Michael Boni, a lawyer for one of the victims, said he does not consider the lawsuit an affront. But he said he hopes Corbett takes a leading role in pushing for changes to state child-abuse laws.
"I really question who he's concerned about in this state," Boni said.
Corbett, a Republican, said his office did not coordinate its legal strategy with state Attorney General-elect Kathleen Kane, who is scheduled to be sworn in Jan. 15. Instead, the current attorney general, Linda Kelly -- a Corbett appointee -- granted the governor authority to pursue the matter.
Kane, a Democrat, ran on a vow to investigate why it took prosecutors nearly three years to charge Sandusky. Corbett was attorney general when his office took over the case in 2009.

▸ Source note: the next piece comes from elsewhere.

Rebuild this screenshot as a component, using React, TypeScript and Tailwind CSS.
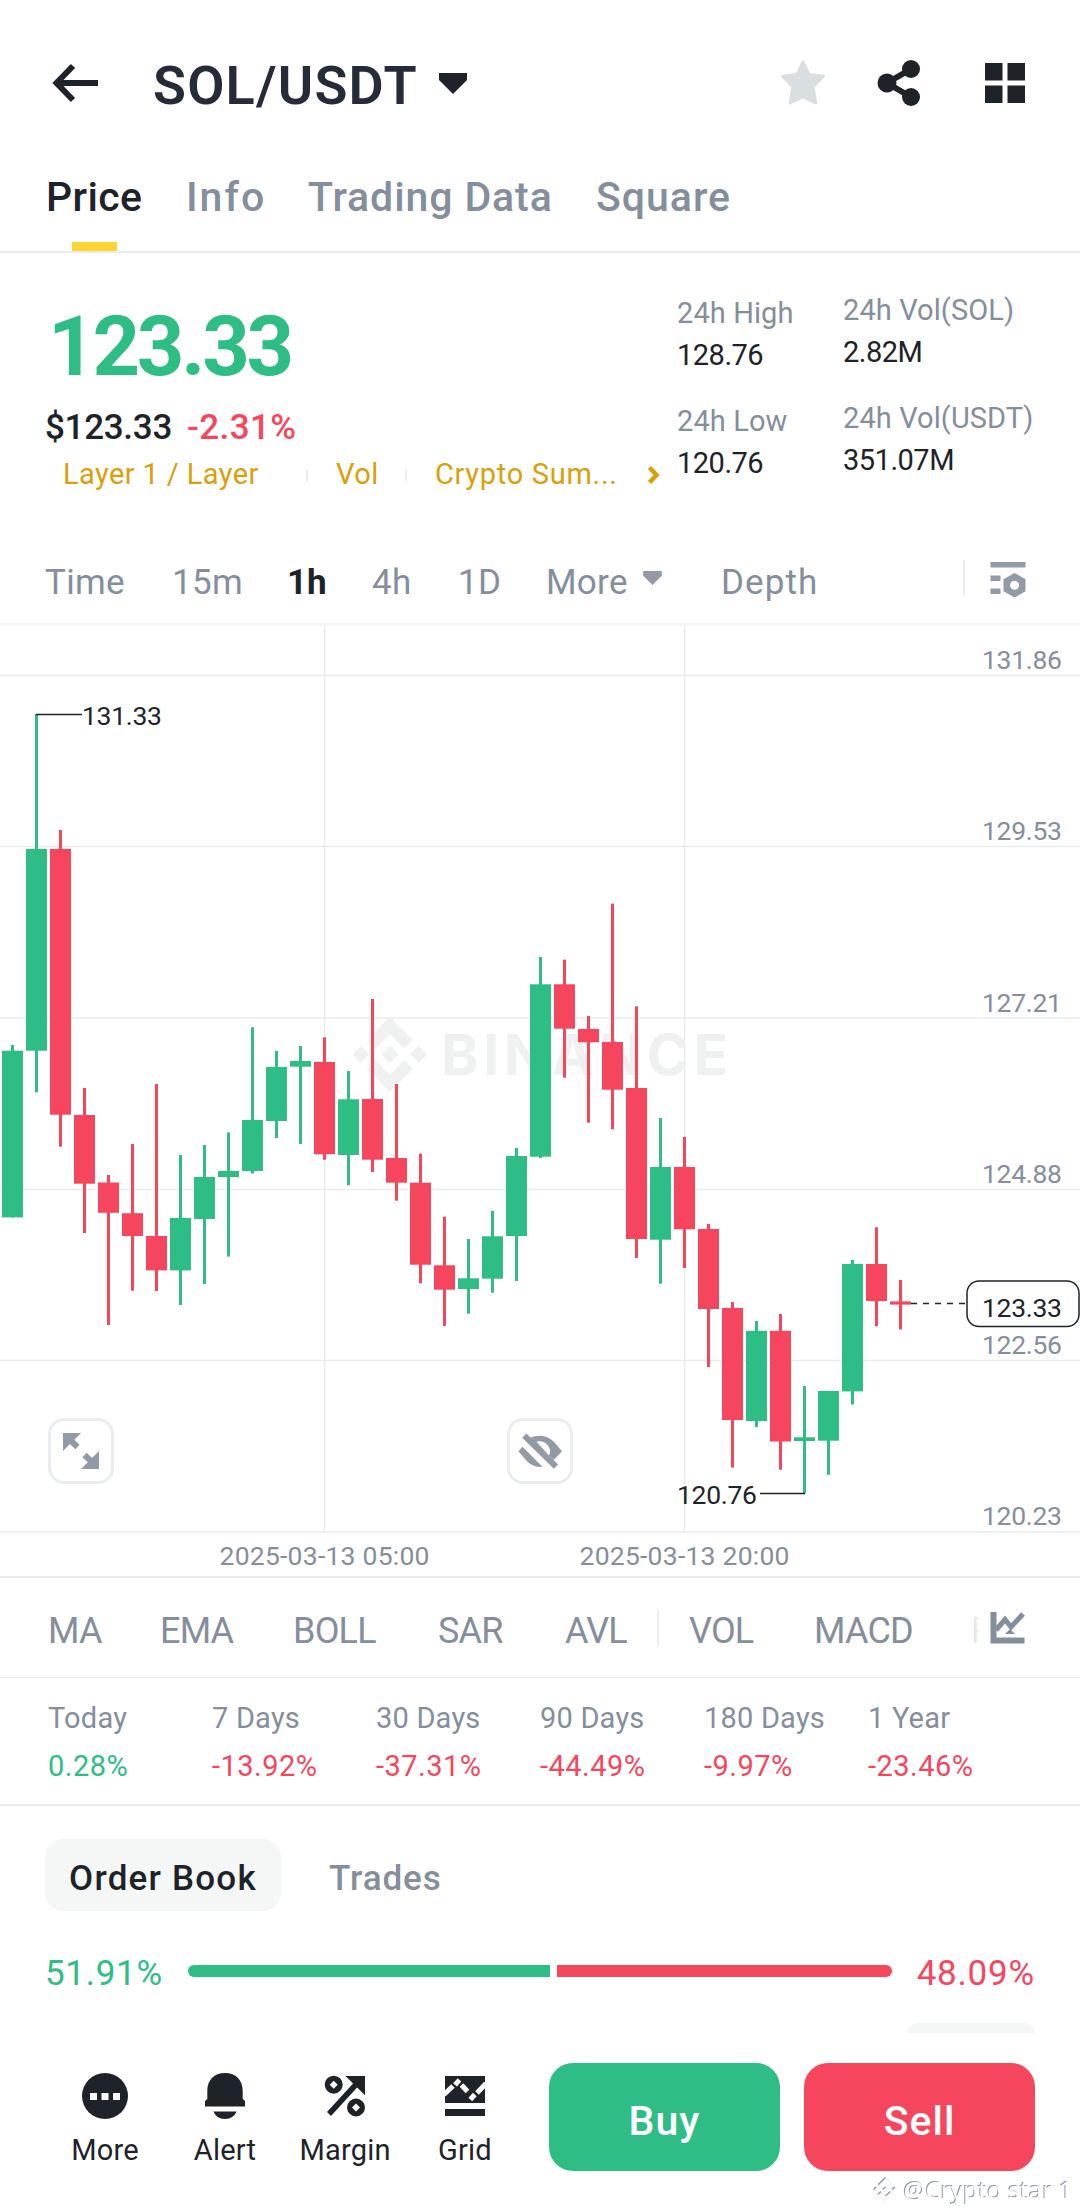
import React from "react";
import clsx from "clsx";

const LOGO_PATH =
  "M38.73 53.2l24.59-24.58 24.6 24.6 14.3-14.31L63.32 0l-38.9 38.9zM0 63.31l14.3-14.31 14.31 14.31-14.31 14.3zM38.73 73.41l24.59 24.59 24.6-24.6 14.31 14.29-38.9 38.91-38.91-38.88zM98 63.31l14.3-14.31 14.31 14.3-14.31 14.32zM77.83 63.3L63.32 48.78 48.81 63.28l14.51 14.5z";

const UP = "#2ebd85";
const DOWN = "#f6465d";

// direction, high, body top, body bottom, low
type Candle = ["u" | "d", number, number, number, number];

const candles: Candle[] = [
  ["u", 1045, 1050.7, 1217.4, 1217.4],
  ["u", 714, 849, 1050.7, 1092.4],
  ["d", 830, 849, 1114.7, 1146.7],
  ["d", 1088, 1115, 1183.7, 1233],
  ["d", 1175, 1182.5, 1212.8, 1325],
  ["d", 1144, 1213.2, 1236, 1290.7],
  ["d", 1084, 1236, 1270.4, 1291],
  ["u", 1155, 1218, 1270.4, 1305],
  ["u", 1145, 1177, 1219, 1284],
  ["u", 1132.4, 1171, 1177, 1256.6],
  ["u", 1027.3, 1120, 1171, 1173.5],
  ["u", 1051, 1067, 1121, 1138],
  ["u", 1046, 1061, 1066.7, 1144],
  ["d", 1037.3, 1062, 1154.3, 1159.7],
  ["u", 1071, 1099.3, 1155, 1185.3],
  ["d", 999, 1099, 1159.7, 1172],
  ["d", 1084, 1158, 1182.7, 1200.7],
  ["d", 1153.7, 1182.7, 1264.7, 1283.3],
  ["d", 1216.7, 1265.3, 1289.7, 1326],
  ["u", 1239, 1278.3, 1289, 1313.7],
  ["u", 1211, 1236.3, 1278.7, 1292.7],
  ["u", 1148, 1156, 1236, 1281],
  ["u", 957, 984.3, 1156.7, 1158],
  ["d", 959.6, 984.3, 1028.7, 1077.7],
  ["d", 1016, 1029, 1042.3, 1122.7],
  ["d", 903.6, 1042, 1089.7, 1129.3],
  ["d", 1006.3, 1088, 1239, 1258],
  ["u", 1118, 1167, 1239.7, 1283.7],
  ["d", 1137, 1167, 1229.3, 1268],
  ["d", 1224, 1229, 1309, 1367],
  ["d", 1302, 1308, 1420, 1467.6],
  ["u", 1321, 1330.8, 1421, 1427.2],
  ["d", 1314, 1330.8, 1441.5, 1469.7],
  ["u", 1386, 1437.3, 1441, 1493],
  ["u", 1391, 1391, 1440.7, 1474.8],
  ["u", 1260, 1264, 1391.4, 1404.5],
  ["d", 1227.3, 1264, 1301, 1326.2],
  ["d", 1280, 1301.4, 1304.6, 1329.5],
];

const gridRows = [
  { y: 675.5, label: "131.86" },
  { y: 846.5, label: "129.53" },
  { y: 1018, label: "127.21" },
  { y: 1189.5, label: "124.88" },
  { y: 1360.5, label: "122.56" },
  { y: 1531.8, label: "120.23" },
];

const gridColumns = [
  { x: 324.5, label: "2025-03-13 05:00" },
  { x: 684.5, label: "2025-03-13 20:00" },
];

const tabs = [
  { label: "Price", className: "w-[96px] tracking-[0.4px]", active: true },
  { label: "Info", className: "w-[78px] tracking-[2px]" },
  { label: "Trading Data", className: "w-[244px] tracking-[0.9px]" },
  { label: "Square", className: "w-[136px] tracking-[1px]" },
];

const intervals = [
  { label: "Time", width: "w-[127px]" },
  { label: "15m", width: "w-[115px]" },
  { label: "1h", width: "w-[85px]", active: true },
  { label: "4h", width: "w-[86px]" },
  { label: "1D", width: "w-[88px]" },
  { label: "More", width: "w-[97px]" },
];

const indicators = [
  { label: "MA", width: "w-[112px]" },
  { label: "EMA", width: "w-[133px]" },
  { label: "BOLL", width: "w-[145px]" },
  { label: "SAR", width: "w-[127px]" },
  { label: "AVL", width: "w-[92px]" },
];

const periods = [
  { label: "Today", value: "0.28%" },
  { label: "7 Days", value: "-13.92%" },
  { label: "30 Days", value: "-37.31%" },
  { label: "90 Days", value: "-44.49%" },
  { label: "180 Days", value: "-9.97%" },
  { label: "1 Year", value: "-23.46%" },
];

const Caret = ({ className }: { className?: string }) => (
  <svg viewBox="0 0 28 21" className={className} fill="currentColor">
    <path d="M0 0h28v7L14 21 0 7z" />
  </svg>
);

const Header = () => (
  <header className="flex h-[166px] items-center pl-[52px] pr-[55px]">
    <svg width="48" height="40" viewBox="0 0 48 40" fill="none" stroke="currentColor" strokeWidth="6">
      <path d="M46 20H6M21 3L4.5 20 21 37" />
    </svg>
    <h1 className="ml-[53px] w-[267px] whitespace-nowrap pt-[5px] text-[54px] font-semibold leading-[54px] tracking-[1.2px] text-[#252c38]">
      SOL/USDT
    </h1>
    <Caret className="ml-[19px] h-[21px] w-[28px]" />
    <div className="ml-auto flex items-center">
      <svg width="48" height="48" viewBox="0 0 48 48" className="text-[#d9dfe1]">
        <path
          d="M24 3l6 12.500 14.500 1.800-10.500 10.700 2.800 16L24 38 11.200 44 14 28 3.500 17.300 18 15.500z"
          fill="currentColor"
          stroke="currentColor"
          strokeWidth="3"
          strokeLinejoin="round"
        />
      </svg>
      <svg width="48" height="48" viewBox="0 0 48 48" className="ml-[48px]" fill="currentColor">
        <path d="M36 10L12 24l24 14" fill="none" stroke="currentColor" strokeWidth="6" />
        <circle cx="36" cy="10" r="9" />
        <circle cx="12" cy="24" r="9.500" />
        <circle cx="36" cy="38" r="9" />
      </svg>
      <svg width="40" height="40" viewBox="0 0 40 40" className="ml-[62px]" fill="currentColor">
        <path d="M0 0h17.500v17.500H0zM22.500 0H40v17.500H22.500zM0 22.500h17.500V40H0zM22.500 22.500H40V40H22.500z" />
      </svg>
    </div>
  </header>
);

const Tabs = () => (
  <nav className="flex h-[87px] gap-[44px] border-b-2 border-[#eaecef] pl-[46px]">
    {tabs.map(({ label, className, active }) => (
      <div
        key={label}
        className={clsx(
          "flex h-full flex-col justify-between whitespace-nowrap pt-[11px] text-[41px] font-medium leading-[41px]",
          className,
          active ? "text-[#1e2329]" : "text-[#848e9c]",
        )}
      >
        {label}
        {active && <span className="h-[9px] w-[45px] self-center bg-[#fcd535]" />}
      </div>
    ))}
  </nav>
);

const Stat = ({ label, value }: { label: string; value: string }) => (
  <div className="flex h-[108px] flex-col gap-[13px] whitespace-nowrap">
    <span className="text-[29px] leading-[29px] tracking-[0.1px] text-[#848e9c]">{label}</span>
    <span className="text-[29px] leading-[29px] tracking-[-0.5px]">{value}</span>
  </div>
);

const Summary = () => (
  <section className="flex h-[288px]">
    <div className="flex w-[677px] shrink-0 flex-col pl-[46px] pt-[52px]">
      <div className="pl-[2px] text-[83px] font-bold leading-[83px] tracking-[-3.2px] text-[#2ebd85]">
        123.33
      </div>
      <div className="mt-[22px] flex gap-[15px] text-[35px] font-medium leading-[35px]">
        <span className="-ml-px tracking-[-0.3px]">$123.33</span>
        <span className="tracking-[0.4px] text-[#f6465d]">-2.31%</span>
      </div>
      <div className="mt-[15px] flex items-center whitespace-nowrap pl-[16px] text-[29px] leading-[29px] text-[#d9a00c]">
        <span className="w-[244px] pl-px tracking-[0.4px]">Layer 1 / Layer</span>
        <span className="h-[12px] w-[2px] bg-[#eaecef]" />
        <span className="ml-[28px] w-[69px] tracking-[0.5px]">Vol</span>
        <span className="h-[12px] w-[2px] bg-[#eaecef]" />
        <span className="ml-[28px] w-[212px] tracking-[0.7px]">Crypto Sum...</span>
        <svg width="13" height="18" viewBox="0 0 13 18" fill="none" stroke="currentColor" strokeWidth="4.500">
          <path d="M2.500 1.500L9.500 9l-7 7.500" />
        </svg>
      </div>
    </div>
    <div className="w-[166px] pt-[46px]">
      <Stat label="24h High" value="128.76" />
      <Stat label="24h Low" value="120.76" />
    </div>
    <div className="pt-[43px]">
      <Stat label="24h Vol(SOL)" value="2.82M" />
      <Stat label="24h Vol(USDT)" value="351.07M" />
    </div>
  </section>
);

const IntervalBar = () => (
  <div className="flex h-[85px] items-center border-b-[3px] border-[#f5f7f7] pl-[45px] text-[35px] leading-[35px] text-[#848e9c]">
    {intervals.map(({ label, width, active }) => (
      <span key={label} className={clsx(width, active ? "font-bold text-[#1e2329]" : "tracking-[0.3px]")}>
        {label}
      </span>
    ))}
    <Caret className="-mt-[8px] h-[14px] w-[19px] text-[#929aa5]" />
    <span className="ml-[59px] tracking-[1.1px]">Depth</span>
    <span className="-mt-[8px] ml-auto h-[36px] w-[2px] bg-[#eaecef]" />
    <svg width="36" height="36" viewBox="0 0 36 36" className="-mt-[6px] ml-[25px] mr-[54px] text-[#929aa5]">
      <path
        d="M.500 1h35v5.500h-35zM.500 14.500h10V20h-10zM.500 27.500h10V33h-10z"
        fill="currentColor"
      />
      <path
        d="M24.500 12l11 6.200v12.100l-11 6.200-11-6.200V18.200zm0 7.700a4.500 4.500 0 100 9 4.500 4.500 0 000-9z"
        fill="currentColor"
        fillRule="evenodd"
      />
    </svg>
  </div>
);

const Chart = () => (
  <section className="relative h-[952px] border-b-2 border-[#eaecef]">
    <svg width="1080" height="950" viewBox="0 626 1080 950" fontSize="26.500" className="block">
      <g stroke="#eaecec" strokeWidth="1.500">
        {gridRows.map(({ y }) => (
          <path key={y} d={`M0 ${y}h1080`} />
        ))}
        {gridColumns.map(({ x }) => (
          <path key={x} d={`M${x} 626V1532`} />
        ))}
      </g>
      <g fill="#eff1f1">
        <path d={LOGO_PATH} transform="translate(352.500 1017) scale(.59)" />
        <text
          x="441"
          y="1075"
          textLength="287"
          fontSize="57"
          fontWeight="700"
          fontFamily="Inter, sans-serif"
        >
          BINANCE
        </text>
      </g>
      {candles.map(([direction, high, top, bottom, low], index) => {
        const x = 12.5 + index * 24;
        return (
          <g key={index} fill={direction === "u" ? UP : DOWN}>
            <rect x={x - 1.5} y={high} width="3" height={low - high} />
            <rect x={x - 10.5} y={top} width="21" height={bottom - top} />
          </g>
        );
      })}
      <g fill="#848e9c">
        {gridRows.map(({ y, label }) => (
          <text key={label} x="982" y={y - 6.5} textLength="80">
            {label}
          </text>
        ))}
        {gridColumns.map(({ x, label }) => (
          <text key={label} x={x - 105} y="1564.500" textLength="210">
            {label}
          </text>
        ))}
      </g>
      <g stroke="#1e2329" strokeWidth="1.500" fill="none">
        <path d="M36 714.500h46M760 1493.500h45" />
        <path d="M911 1303.500h55" strokeDasharray="6 6" />
        <rect x="967" y="1281" width="112" height="45.500" rx="12" fill="#fff" />
      </g>
      <g fill="#1e2329">
        <text x="82" y="724.500" textLength="80">131.33</text>
        <text x="677" y="1503.500" textLength="80">120.76</text>
        <text x="982" y="1316.500" textLength="80">123.33</text>
      </g>
    </svg>
    <button className="absolute left-[48px] top-[792px] size-[66px] rounded-[16px] border-[3px] border-[#e9edf0] bg-white text-[#929aa5]">
      <svg width="60" height="60" viewBox="3 3 60 60" fill="currentColor">
        <path d="M15 15h18L15 33zM51 51H33l18-18z" />
        <path d="M20 20l9.500 9M36.500 37l9.500 9" stroke="currentColor" strokeWidth="6" />
      </svg>
    </button>
    <button className="absolute left-[507px] top-[792px] size-[66px] rounded-[16px] border-[3px] border-[#e9edf0] bg-white text-[#929aa5]">
      <svg width="60" height="60" viewBox="3 3 60 60" fill="currentColor">
        <path d="M17.300 17.700L49 48.700" stroke="currentColor" strokeWidth="6" />
        <path
          d="M23 20c8-4 18-3 25 5l7 8.300-8.300 8.700zM29.500 23.500l12.500 14c4-7-3-16-12.500-14z"
          fillRule="evenodd"
        />
        <path d="M11.500 33.300l4-4.600L35.700 49c-6 0-11-1-16-6z" />
      </svg>
    </button>
  </section>
);

const IndicatorBar = () => (
  <div className="flex h-[100px] items-center border-b border-[#eaecef] pl-[48px] text-[36px] leading-[36px] tracking-[-0.8px] text-[#848e9c]">
    {indicators.map(({ label, width }) => (
      <span key={label} className={clsx("pt-[7px]", width)}>
        {label}
      </span>
    ))}
    <span className="h-[36px] w-[2px] bg-[#eaecef]" />
    <span className="ml-[30px] w-[125px] pt-[7px]">VOL</span>
    <span className="w-[157px] pt-[7px]">MACD</span>
    <span className="w-[23px] bg-linear-to-r from-[#d5d9dd] to-transparent to-45% bg-clip-text pt-[7px] text-transparent">
      R
    </span>
    <svg width="36" height="36" viewBox="0 0 36 36" className="-ml-[4px]" fill="none" stroke="currentColor">
      <path d="M3.500 2v28.500h31" strokeWidth="6" />
      <path d="M6 20l9-10.500 6 7.500L33 4" strokeWidth="5" />
      <path d="M15 24l5-5 5 5z" fill="currentColor" stroke="none" />
    </svg>
  </div>
);

const Performance = () => (
  <div className="flex h-[128px] border-b-2 border-[#eaecef] pl-[48px] pt-[26px]">
    {periods.map(({ label, value }) => (
      <div key={label} className="flex w-[164px] flex-col gap-[19px] text-[29px] leading-[29px]">
        <span className="tracking-[0.2px] text-[#848e9c]">{label}</span>
        <span className={clsx("tracking-[0.5px]", value.startsWith("-") ? "text-[#f6465d]" : "text-[#2ebd85]")}>
          {value}
        </span>
      </div>
    ))}
  </div>
);

const OrderBook = () => (
  <section className="flex h-[227px] flex-col overflow-hidden px-[45px] pt-[33px] text-[35px] leading-[35px]">
    <div className="flex font-medium">
      <div className="flex h-[72px] w-[236px] items-center justify-center rounded-[18px] bg-[#f5f7f7] pt-[6px] tracking-[1.2px]">
        Order Book
      </div>
      <div className="flex h-[72px] items-center pl-[48px] pt-[6px] tracking-[0.9px] text-[#848e9c]">Trades</div>
    </div>
    <div className="mt-[42px] flex h-[35px] items-center">
      <span className="w-[143px] pt-[5px] tracking-[0.7px] text-[#2ebd85]">51.91%</span>
      <div className="flex h-[12px] flex-1 gap-[7px]">
        <div className="w-[362px] rounded-l-full bg-[#2ebd85]" />
        <div className="flex-1 rounded-r-full bg-[#f6465d]" />
      </div>
      <span className="w-[143px] pt-[5px] text-right tracking-[0.8px] text-[#f6465d]">48.09%</span>
    </div>
    <div className="ml-auto mt-[35px] h-[40px] w-[128px] shrink-0 rounded-[10px] bg-[#f5f7f7]" />
  </section>
);

const Action = ({ label, children }: { label: string; children: React.ReactNode }) => (
  <div className="flex w-[120px] flex-col items-center gap-[16px] text-[29px] leading-[29px] tracking-[0.2px]">
    <svg width="48" height="48" viewBox="0 0 48 48" fill="currentColor">
      {children}
    </svg>
    {label}
  </div>
);

const BottomBar = () => (
  <footer className="relative flex h-[178px] pl-[45px] pr-[45px] pt-[30px]">
    <div className="flex w-[504px] pt-[9px]">
      <Action label="More">
        <circle cx="24" cy="24" r="23" />
        <path d="M9 21h7v7H9zM20.500 21h7v7h-7zM32 21h7v7h-7z" fill="#fff" />
      </Action>
      <Action label="Alert">
        <path d="M6.300 19C6.300 8 13 1 24 1s17.700 7 17.700 18v8l2.300 2v5.500H4V29l2.300-2zM12.500 39.500h23C34 44 29.500 47 24 47s-10-3-11.500-7.500z" />
      </Action>
      <Action label="Margin">
        <path d="M24.400 4H44v19.300zM10 44l-4-4L33 10.500l4 4z" />
        <path
          d="M12.700 3.700a9 9 0 100 18 9 9 0 000-18zm0 5l4 4-4 4-4-4zM35 26.500a9 9 0 100 18 9 9 0 000-18zm0 5l4 4-4 4-4-4z"
          fillRule="evenodd"
        />
      </Action>
      <Action label="Grid">
        <path d="M4 4h40v27H4zM4 37h40v7H4z" />
        <path
          d="M3 22.500l9-8.500M14 12.800l4.500-5M20.500 13l6 6.500M29.300 27.500l4.500-5M36 21L45 11.500"
          stroke="#fff"
          strokeWidth="5"
        />
      </Action>
    </div>
    <div className="flex gap-[24px] text-[41px] font-medium leading-[41px] tracking-[1px] text-white">
      <button className="flex h-[108px] w-[231px] items-center justify-center rounded-[24px] bg-[#2ebd85] pt-[8px]">
        Buy
      </button>
      <button className="flex h-[108px] w-[231px] items-center justify-center rounded-[24px] bg-[#f6465d] pt-[8px]">
        Sell
      </button>
    </div>
    <div className="absolute bottom-[7px] right-[7px] flex items-center gap-[4px] whitespace-nowrap font-['Noto_Sans',sans-serif] text-[24px] leading-[28px] tracking-[0.2px] text-white drop-shadow-[-1px_-1px_0.5px_#8f99a8]">
      <svg width="28" height="24" viewBox="0 0 126.600 126.600" fill="currentColor">
        <path d={LOGO_PATH} />
      </svg>
      @Crypto star 1
    </div>
  </footer>
);

export default function App() {
  return (
    <main className="h-[2211px] w-[1080px] overflow-hidden bg-white font-['Roboto',sans-serif] text-[#1e2329]">
      <Header />
      <Tabs />
      <Summary />
      <IntervalBar />
      <Chart />
      <IndicatorBar />
      <Performance />
      <OrderBook />
      <BottomBar />
    </main>
  );
}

Kane had no comment on the lawsuit because she was not consulted about it by Corbett's office.
Paterno's family members said in a statement that they were encouraged by the lawsuit. Corbett "now realizes, as do many others, that there was an inexcusable rush to judgment," they said.
The NCAA erased 14 years of victories under Paterno, who was fired when the scandal broke in 2011 and died of lung cancer a short time later.
An alumni group, Penn Staters for Responsible Stewardship, applauded the lawsuit but said Corbett should have asked questions when the NCAA agreement was made.
"If he disapproved of the terms of the NCAA consent decree, or if he thought there was something illegal about them, why didn't he exercise his duty to act long before now?" the group said.